If your kid is watching people make "nachos" on their kitchen counter with a gallon of canned cheese, that’s not cooking—that’s just entertainment. It’s the "Skibidi Toilet" of the culinary world. It’s fine in small doses, but it doesn’t build skills.
Encourage them toward creators like Nats What I Reckon (for older teens, watch for language!) who champion real food over processed junk, or Bigger Bolder Baking for solid technique.
Instead of saying "Get off that tablet and come help me," try:
- "I saw you playing Overcooked! earlier. I’m feeling a bit overwhelmed with dinner—can you be my 'Sous Chef' and handle the prep station?"

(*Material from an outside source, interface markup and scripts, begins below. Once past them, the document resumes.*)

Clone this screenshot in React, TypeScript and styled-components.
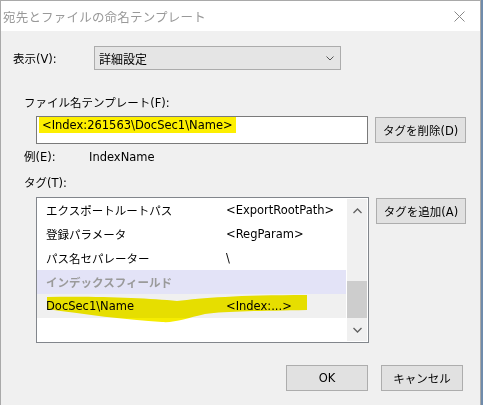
import * as React from 'react';
import styled, { createGlobalStyle } from 'styled-components';

// =========================
// Global
// =========================

const GlobalStyle = createGlobalStyle`
  html, body {
    margin: 0;
    padding: 0;
    background: #6f8bab;
  }
  * {
    box-sizing: border-box;
  }
`;

const uiFont = `"DejaVu Sans", "Noto Sans CJK JP", sans-serif`;

// =========================
// Window frame
// =========================

const Window = styled.div`
  width: 481px;
  height: 405px;
  background: #f0f0f0;
  border: 1px solid #a9a9a9;
  border-bottom: none;
  font-family: ${uiFont};
  font-size: 11.5px;
  color: #000;
  display: flex;
  flex-direction: column;
`;

const TitleBar = styled.div`
  height: 30px;
  background: #fff;
  display: flex;
  align-items: center;
  justify-content: space-between;
  padding: 0 15px 0 2px;
`;

const TitleText = styled.span`
  font-family: "Noto Sans CJK JP", sans-serif;
  font-size: 12.5px;
  color: #999;
  letter-spacing: 0.2px;
`;

const Body = styled.div`
  display: flex;
  flex-direction: column;
  padding-right: 14px;
`;

// =========================
// Rows
// =========================

const ViewRow = styled.div`
  display: flex;
  align-items: center;
  margin-top: 15px;
  padding-left: 12px;
  height: 24px;
`;

const ViewLabel = styled.span`
  width: 81px;
`;

const Select = styled.div`
  width: 247px;
  height: 24px;
  background: #e5e5e5;
  border: 1px solid #acacac;
  display: flex;
  align-items: center;
  justify-content: space-between;
  padding: 0 6px 0 4px;
  font-family: "Noto Sans CJK JP", sans-serif;
  font-size: 12px;
`;

const FieldLabel = styled.div<{ $top: number; $left?: number }>`
  margin-top: ${({ $top }) => $top}px;
  padding-left: ${({ $left }) => $left ?? 23}px;
  height: 16px;
  line-height: 16px;
  display: flex;
`;

const ExampleKey = styled.span`
  width: 33px;
`;

const ExampleValue = styled.span`
  margin-left: 32px;
`;

const ControlRow = styled.div<{ $top: number }>`
  display: flex;
  align-items: flex-start;
  gap: 7px;
  margin-top: ${({ $top }) => $top}px;
  padding-left: 35px;
`;

const TextBox = styled.div`
  width: 333px;
  height: 28px;
  background: #fff;
  border: 1px solid #7a7a7a;
  display: flex;
  align-items: flex-start;
  padding: 0 0 0 2px;
`;

const Marked = styled.span`
  background: #fdef00;
  padding: 1px 3px 0 3px;
  height: 16px;
  line-height: 15px;
`;

const Button = styled.button<{ $width?: number }>`
  width: ${({ $width }) => $width ?? 91}px;
  height: 26px;
  margin-top: 1px;
  background: #e1e1e1;
  border: 1px solid #adadad;
  font-family: ${uiFont};
  font-size: 11.5px;
  color: #000;
  padding: 0;
  display: flex;
  align-items: center;
  justify-content: center;
`;

// =========================
// List
// =========================

const ListBox = styled.div`
  position: relative;
  width: 333px;
  height: 146px;
  background: #fff;
  border: 1px solid #82868c;
  display: flex;
  padding: 0 1px 1px 0;
`;

const Rows = styled.div`
  width: 309px;
  display: flex;
  flex-direction: column;
`;

const Row = styled.div<{ $kind?: 'group' | 'selected' }>`
  height: 24px;
  display: grid;
  grid-template-columns: 180px 1fr;
  align-items: center;
  padding-left: 9px;
  background: ${({ $kind }) =>
    $kind === 'group' ? '#e3e3f7' : $kind === 'selected' ? '#f0f0f0' : 'transparent'};
  color: ${({ $kind }) => ($kind === 'group' ? '#9a9a9a' : '#000')};
  font-weight: ${({ $kind }) => ($kind === 'group' ? 'bold' : 'normal')};
  position: relative;
  z-index: 1;
`;

const Scrollbar = styled.div`
  width: 20px;
  margin-left: 1px;
  margin-top: 1px;
  background: #f0f0f0;
  display: flex;
  flex-direction: column;
  align-items: center;
`;

const ArrowCell = styled.div`
  height: 23px;
  width: 100%;
  display: flex;
  align-items: center;
  justify-content: center;
`;

const Track = styled.div`
  flex: 1;
  width: 100%;
  display: flex;
  flex-direction: column;
  justify-content: flex-end;
`;

const Thumb = styled.div`
  height: 37px;
  width: 100%;
  background: #cdcdcd;
`;

const Stroke = styled.svg`
  position: absolute;
  left: 0;
  top: 0;
  pointer-events: none;
  z-index: 2;
  mix-blend-mode: multiply;
`;

// =========================
// Footer
// =========================

const Footer = styled.div`
  display: flex;
  justify-content: flex-end;
  gap: 13px;
  margin-top: 21px;
  padding-right: 3px;
`;

const Chevron = ({ dir }: { dir: 'up' | 'down' }) => (
  <svg width="9" height="6" viewBox="0 0 9 6">
    <path
      d={dir === 'up' ? 'M0.5 5 L4.5 1 L8.5 5' : 'M0.5 1 L4.5 5 L8.5 1'}
      fill="none"
      stroke="#606060"
      strokeWidth="1.3"
    />
  </svg>
);

export default function App() {
  return (
    <>
      <GlobalStyle />
      <Window>
        <TitleBar>
          <TitleText>宛先とファイルの命名テンプレート</TitleText>
          <svg width="11" height="11" viewBox="0 0 11 11">
            <path d="M0.5 0.5 L10.5 10.5 M10.5 0.5 L0.5 10.5" stroke="#888" strokeWidth="1" />
          </svg>
        </TitleBar>
        <Body>
          <ViewRow>
            <ViewLabel>表示(V):</ViewLabel>
            <Select>
              <span>詳細設定</span>
              <svg width="8" height="5" viewBox="0 0 8 5">
                <path d="M0.5 0.5 L4 4 L7.5 0.5" fill="none" stroke="#555" strokeWidth="1" />
              </svg>
            </Select>
          </ViewRow>

          <FieldLabel $top={25}>ファイル名テンプレート(F):</FieldLabel>
          <ControlRow $top={5}>
            <TextBox>
              <Marked>&lt;Index:261563\DocSec1\Name&gt;</Marked>
            </TextBox>
            <Button>タグを削除(D)</Button>
          </ControlRow>

          <FieldLabel $top={5}>
            <ExampleKey>例(E):</ExampleKey>
            <ExampleValue>IndexName</ExampleValue>
          </FieldLabel>
          <FieldLabel $top={10}>タグ(T):</FieldLabel>

          <ControlRow $top={6}>
            <ListBox>
              <Rows>
                <Row>
                  <span>エクスポートルートパス</span>
                  <span>&lt;ExportRootPath&gt;</span>
                </Row>
                <Row>
                  <span>登録パラメータ</span>
                  <span>&lt;RegParam&gt;</span>
                </Row>
                <Row>
                  <span>パス名セパレーター</span>
                  <span>\</span>
                </Row>
                <Row $kind="group">
                  <span>インデックスフィールド</span>
                  <span />
                </Row>
                <Row $kind="selected">
                  <span>DocSec1\Name</span>
                  <span>&lt;Index:...&gt;</span>
                </Row>
              </Rows>
              <Scrollbar>
                <ArrowCell>
                  <Chevron dir="up" />
                </ArrowCell>
                <Track>
                  <Thumb />
                </Track>
                <ArrowCell>
                  <Chevron dir="down" />
                </ArrowCell>
              </Scrollbar>
              <Stroke width="333" height="146" viewBox="0 0 333 146">
                <path
                  d="M10 99 C60 98 110 100 140 103 C165 100 200 97 270 97 L270 112 C225 113 190 113 168 116 C150 120 138 125 125 124 C90 122 45 116 10 111 Z"
                  fill="#f5ec00"
                />
              </Stroke>
            </ListBox>
            <Button>タグを追加(A)</Button>
          </ControlRow>

          <Footer>
            <Button $width={82}>OK</Button>
            <Button $width={82}>キャンセル</Button>
          </Footer>
        </Body>
      </Window>
    </>
  );
}
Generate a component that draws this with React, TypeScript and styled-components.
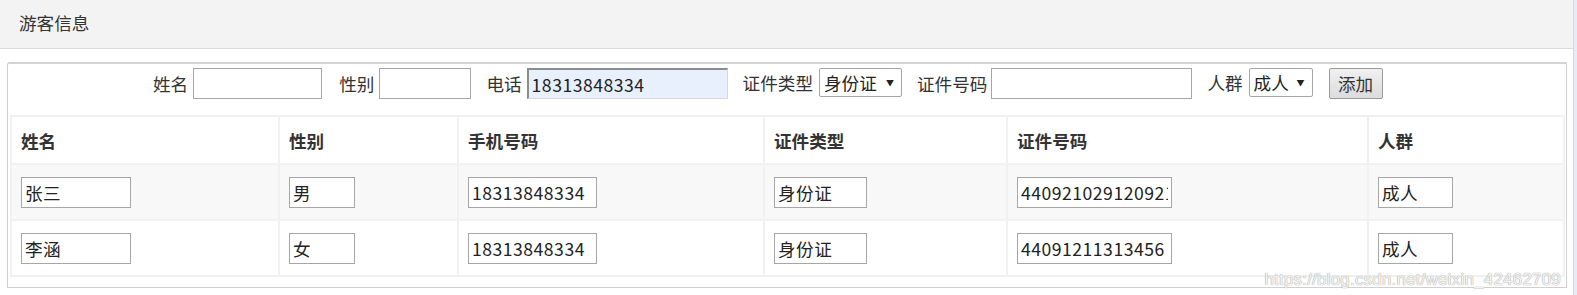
import React from 'react';
import styled, { createGlobalStyle } from 'styled-components';

const GlobalStyle = createGlobalStyle`
  html, body {
    margin: 0;
    padding: 0;
    background: #fff;
    font-family: "Noto Sans CJK SC", "Microsoft YaHei", sans-serif;
    color: #333;
  }
`

const Page = styled.div`
  display: flex;
  width: 100%;
  min-height: 295px;
`

const Main = styled.div`
  flex: 1;
  display: flex;
  flex-direction: column;
`

const ScrollStrip = styled.div`
  width: 5px;
  border-left: 1px solid #d6d9e0;
  background: #e9ecf2;
`

const Header = styled.div`
  height: 49px;
  box-sizing: border-box;
  background: #f3f3f3;
  border-bottom: 1px solid #dcdcdc;
  display: flex;
  align-items: center;
  padding: 0 0 4px 19px;
  font-size: 17.6px;
  color: #333;
`

const Panel = styled.div`
  position: relative;
  margin: 13px 6px 0 7px;
  border: 1px solid #cfcfcf;
  border-top: 2px solid #d4d4d4;
  border-radius: 3px 0 0 0;
  background: #fff;
  padding: 0 1px 10px 2px;
`

const FormRow = styled.div`
  display: flex;
  align-items: flex-start;
  height: 51px;
  padding: 4px 0 0 143px;
  box-sizing: border-box;
  gap: 15px;
`

const Field = styled.label<{ $gap?: number; $shift?: number }>`
  display: flex;
  align-items: center;
  gap: ${p => p.$gap ?? 5}px;
  margin-left: ${p => p.$shift ?? 0}px;
  font-size: 17.6px;
  color: #333;
`

const TextInput = styled.input<{ $w: number; $focus?: boolean }>`
  width: ${p => p.$w}px;
  height: 31px;
  box-sizing: border-box;
  border: 1px solid #a6a6a6;
  padding: 0 3px;
  font-family: inherit;
  font-size: 17.6px;
  letter-spacing: 0.5px;
  color: #222;
  background: ${p => (p.$focus ? '#e8f0fe' : '#fff')};
  outline: none;
  ${p => p.$focus && `
    border-top: 2px solid #8c8c8c;
    border-left: 2px solid #8c8c8c;
    border-right: 1px solid #d8d8d8;
    border-bottom: 1px solid #d8d8d8;
  `}
`

const SelectBox = styled.div<{ $w: number }>`
  position: relative;
  width: ${p => p.$w}px;
  height: 29px;
`

const Select = styled.select`
  appearance: none;
  -webkit-appearance: none;
  width: 100%;
  height: 100%;
  box-sizing: border-box;
  border: 1px solid #a6a6a6;
  border-radius: 2px;
  background: #fff;
  padding: 0 18px 0 4px;
  font-family: inherit;
  font-size: 17.6px;
  color: #222;
`

const Caret = styled.span`
  position: absolute;
  right: 8px;
  top: 9px;
  font-size: 8px;
  color: #222;
  pointer-events: none;
`

const AddButton = styled.button`
  width: 54px;
  height: 31px;
  margin-left: 1px;
  border: 1px solid #9a9a9a;
  border-radius: 2px;
  background: linear-gradient(#f0f0f0, #dcdcdc);
  font-family: inherit;
  font-size: 17.6px;
  color: #333;
  padding: 0;
`

const Table = styled.table`
  width: 1553px;
  border-collapse: collapse;
  table-layout: fixed;
`

const HeadCell = styled.th`
  height: 48px;
  box-sizing: border-box;
  border: 2px solid #f1f1f1;
  padding: 0 0 0 9px;
  text-align: left;
  font-size: 17.6px;
  font-weight: 700;
  color: #333;
`

const Row = styled.tr<{ $striped?: boolean }>`
  background: ${p => (p.$striped ? '#f8f8f8' : '#fff')};
`

const Cell = styled.td`
  height: 56px;
  box-sizing: border-box;
  border: 2px solid #f1f1f1;
  padding: 0 0 0 9px;
`

const Watermark = styled.div`
  position: absolute;
  right: 5px;
  bottom: -3px;
  font-family: "Liberation Sans", Arial, sans-serif;
  font-size: 17px;
  color: rgba(255, 255, 255, 0.9);
  text-shadow: 0 0 1px #9a9a9a, 0 0 1px #b0b0b0;
  letter-spacing: 0.2px;
  pointer-events: none;
`

type Visitor = { name: string; sex: string; phone: string; idType: string; idNo: string; crowd: string }

const visitors: Visitor[] = [
  { name: '张三', sex: '男', phone: '18313848334', idType: '身份证', idNo: '440921029120921', crowd: '成人' },
  { name: '李涵', sex: '女', phone: '18313848334', idType: '身份证', idNo: '44091211313456', crowd: '成人' },
]

const columns = [
  { title: '姓名', width: 268, input: 110, key: 'name' },
  { title: '性别', width: 179, input: 66, key: 'sex' },
  { title: '手机号码', width: 306, input: 129, key: 'phone' },
  { title: '证件类型', width: 243, input: 93, key: 'idType' },
  { title: '证件号码', width: 361, input: 155, key: 'idNo' },
  { title: '人群', width: 196, input: 75, key: 'crowd' },
] as const

function VisitorForm() {
  return (
    <FormRow>
      <Field>姓名<TextInput $w={129} /></Field>
      <Field $shift={2}>性别<TextInput $w={92} /></Field>
      <Field>电话<TextInput $w={201} $focus defaultValue="18313848334" /></Field>
      <Field $gap={6}>
        证件类型
        <SelectBox $w={83}>
          <Select defaultValue="身份证">
            <option>身份证</option>
            <option>护照</option>
          </Select>
          <Caret>▼</Caret>
        </SelectBox>
      </Field>
      <Field $gap={4} $shift={0}>证件号码<TextInput $w={201} /></Field>
      <Field $gap={6}>
        人群
        <SelectBox $w={64}>
          <Select defaultValue="成人">
            <option>成人</option>
            <option>儿童</option>
          </Select>
          <Caret>▼</Caret>
        </SelectBox>
      </Field>
      <AddButton>添加</AddButton>
    </FormRow>
  )
}

export default function App() {
  return (
    <Page>
      <GlobalStyle />
      <Main>
        <Header>游客信息</Header>
        <Panel>
          <VisitorForm />
          <Table>
            <colgroup>
              {columns.map(c => <col key={c.key} style={{ width: c.width }} />)}
            </colgroup>
            <thead>
              <tr>
                {columns.map(c => <HeadCell key={c.key}>{c.title}</HeadCell>)}
              </tr>
            </thead>
            <tbody>
              {visitors.map((v, i) => (
                <Row key={i} $striped={i % 2 === 0}>
                  {columns.map(c => (
                    <Cell key={c.key}>
                      <TextInput $w={c.input} defaultValue={v[c.key]} />
                    </Cell>
                  ))}
                </Row>
              ))}
            </tbody>
          </Table>
          <Watermark>https://blog.csdn.net/weixin_42462709</Watermark>
        </Panel>
      </Main>
      <ScrollStrip />
    </Page>
  )
}
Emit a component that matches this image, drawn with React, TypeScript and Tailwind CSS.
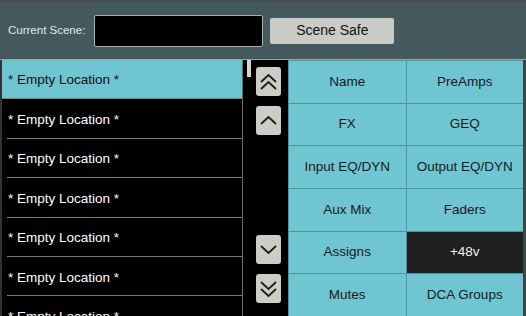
const rows = Array.from({ length: 7 }, (_, i) => i);

const tiles = [
  "Name",
  "PreAmps",
  "FX",
  "GEQ",
  "Input EQ/DYN",
  "Output EQ/DYN",
  "Aux Mix",
  "Faders",
  "Assigns",
  "+48v",
  "Mutes",
  "DCA Groups",
];

function Chevron({ dir, double }: { dir: "up" | "down"; double?: boolean }) {
  const one = dir === "up" ? "M5 11 L12.5 4 L20 11" : "M5 4 L12.5 11 L20 4";
  return (
    <svg width="25" height={double ? 21 : 15} viewBox={double ? "0 0 25 21" : "0 0 25 15"} fill="none">
      <path d={one} stroke="#1c1c1c" strokeWidth="1.8" />
      {double && <path d={one} stroke="#1c1c1c" strokeWidth="1.8" transform="translate(0,7)" />}
    </svg>
  );
}

function ScrollBtn({ dir, double }: { dir: "up" | "down"; double?: boolean }) {
  return (
    <div className="w-[25px] h-[29px] rounded-[3px] bg-[#cdcdc7] flex items-center justify-center">
      <Chevron dir={dir} double={double} />
    </div>
  );
}

export default function App() {
  return (
    <div className="w-[526px] h-[316px] overflow-hidden flex flex-col bg-[#43595d] font-['Liberation_Sans',Arial,sans-serif]">
      <div className="h-[60px] shrink-0 flex items-center border-t-2 border-[#4c4f51] border-b border-b-[#9aa5a7]">
        <span className="ml-[8px] text-[11.5px] text-[#e4e8e8]">Current Scene:</span>
        <div className="ml-[9px] w-[169px] h-[32px] bg-black border border-[#a9afaf] rounded-[2px]" />
        <button className="ml-[7px] w-[124px] h-[26px] bg-[#cbcbc5] rounded-[2px] text-[14px] text-[#111]">
          Scene Safe
        </button>
      </div>
      <div className="flex-1 flex min-h-0 border-r-[3px] border-[#3b4649]">
        <div className="w-[243px] shrink-0 bg-black border-l-2 border-[#2e3436] border-r border-r-[#6b6b6b] flex flex-col">
          {rows.map((i) => (
            <div
              key={i}
              className={
                i === 0
                  ? "h-[39.4px] shrink-0 flex items-center pl-[6px] pt-[2px] bg-[#6ec4d1] text-[#111] text-[13.5px] border-b border-[#7a8587]"
                  : "h-[39.4px] shrink-0 flex items-center pl-[6px] pt-[2px] text-white text-[13.5px] relative"
              }
            >
              * Empty Location *
              {i > 0 && <div className="absolute left-[5px] right-0 bottom-0 h-px bg-[#7a7a7a]" />}
            </div>
          ))}
        </div>
        <div className="w-[45px] shrink-0 bg-black relative flex flex-col justify-between pt-[7px] pb-[13px] pl-[13px]">
          <div className="absolute left-[4px] top-0 w-[4px] h-[17px] bg-[#d4d4d0]" />
          <div className="flex flex-col gap-[10px]">
            <ScrollBtn dir="up" double />
            <ScrollBtn dir="up" />
          </div>
          <div className="flex flex-col gap-[10px]">
            <ScrollBtn dir="down" />
            <ScrollBtn dir="down" double />
          </div>
        </div>
        <div className="flex-1 grid grid-cols-2 grid-rows-6 bg-[#4e949e] gap-px border-l border-[#4e949e] pt-px">
          {tiles.map((t) => (
            <div
              key={t}
              className={
                t === "+48v"
                  ? "flex items-center justify-center bg-[#1f1f1f] text-[#f0f0f0] text-[13.5px]"
                  : "flex items-center justify-center bg-[#6fc5d2] text-[#1a1a1a] text-[13.5px]"
              }
            >
              {t}
            </div>
          ))}
        </div>
      </div>
    </div>
  );
}
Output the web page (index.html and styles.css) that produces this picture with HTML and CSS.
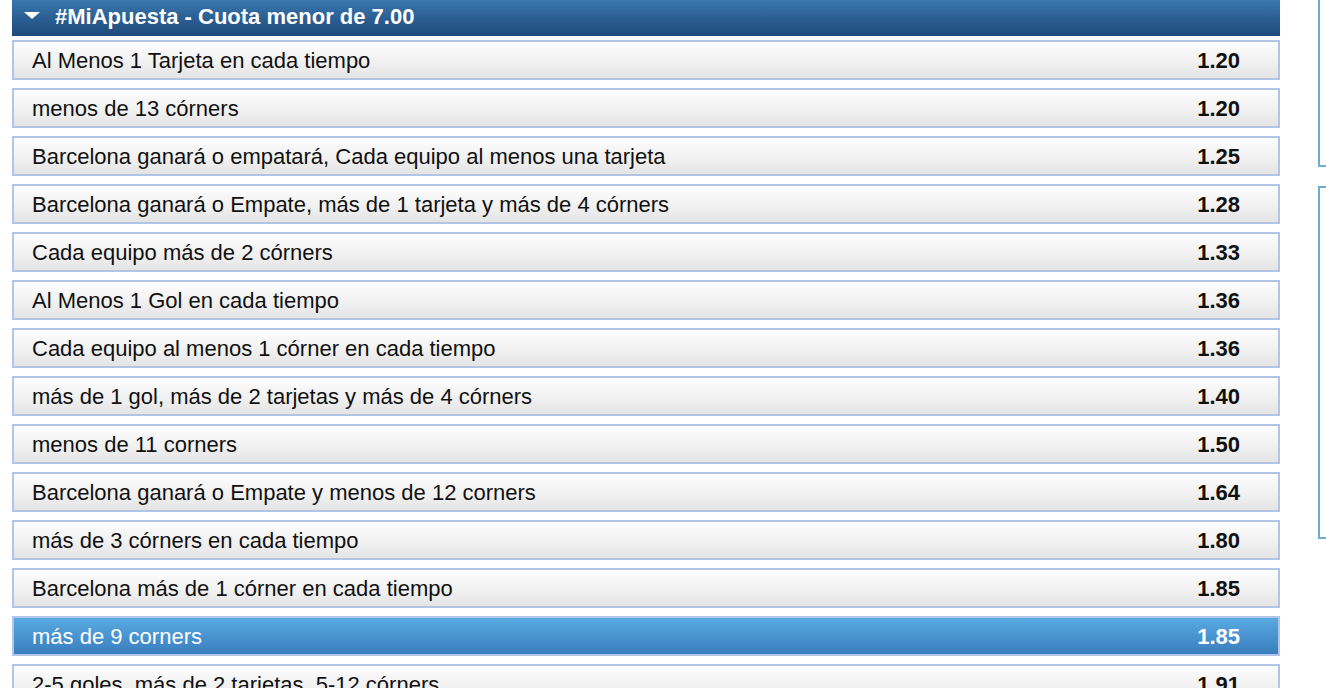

- "That Tasty video looked actually good. Do we have the ingredients for that? Let’s check the Instacart list."
- "If you were running a Restaurant Tycoon 2 shop, how would you plate these tacos to make them look more expensive?"
Screen time doesn't have to be the enemy of "real life." In fact, for a kid who is anxious about trying new things or making mistakes, a tablet can be the perfect low-pressure entry point into the culinary world.
The goal isn't to raise a Michelin-star chef (though, hey, that’d be a nice retirement plan for you). The goal is to raise a human who knows how to feed themselves and others with confidence. If Cooking Mama or a Roblox tycoon game is the spark that gets them to pick up a spatula, then that’s a win for digital wellness.
- Download Toca Kitchen 2 or Overcooked! tonight and play with them for 20 minutes.
- Identify one "skill" from the game (like chopping or timing) and find a real-world task that matches it.
- Browse the America's Test Kitchen Kids channel for a recipe to try this weekend.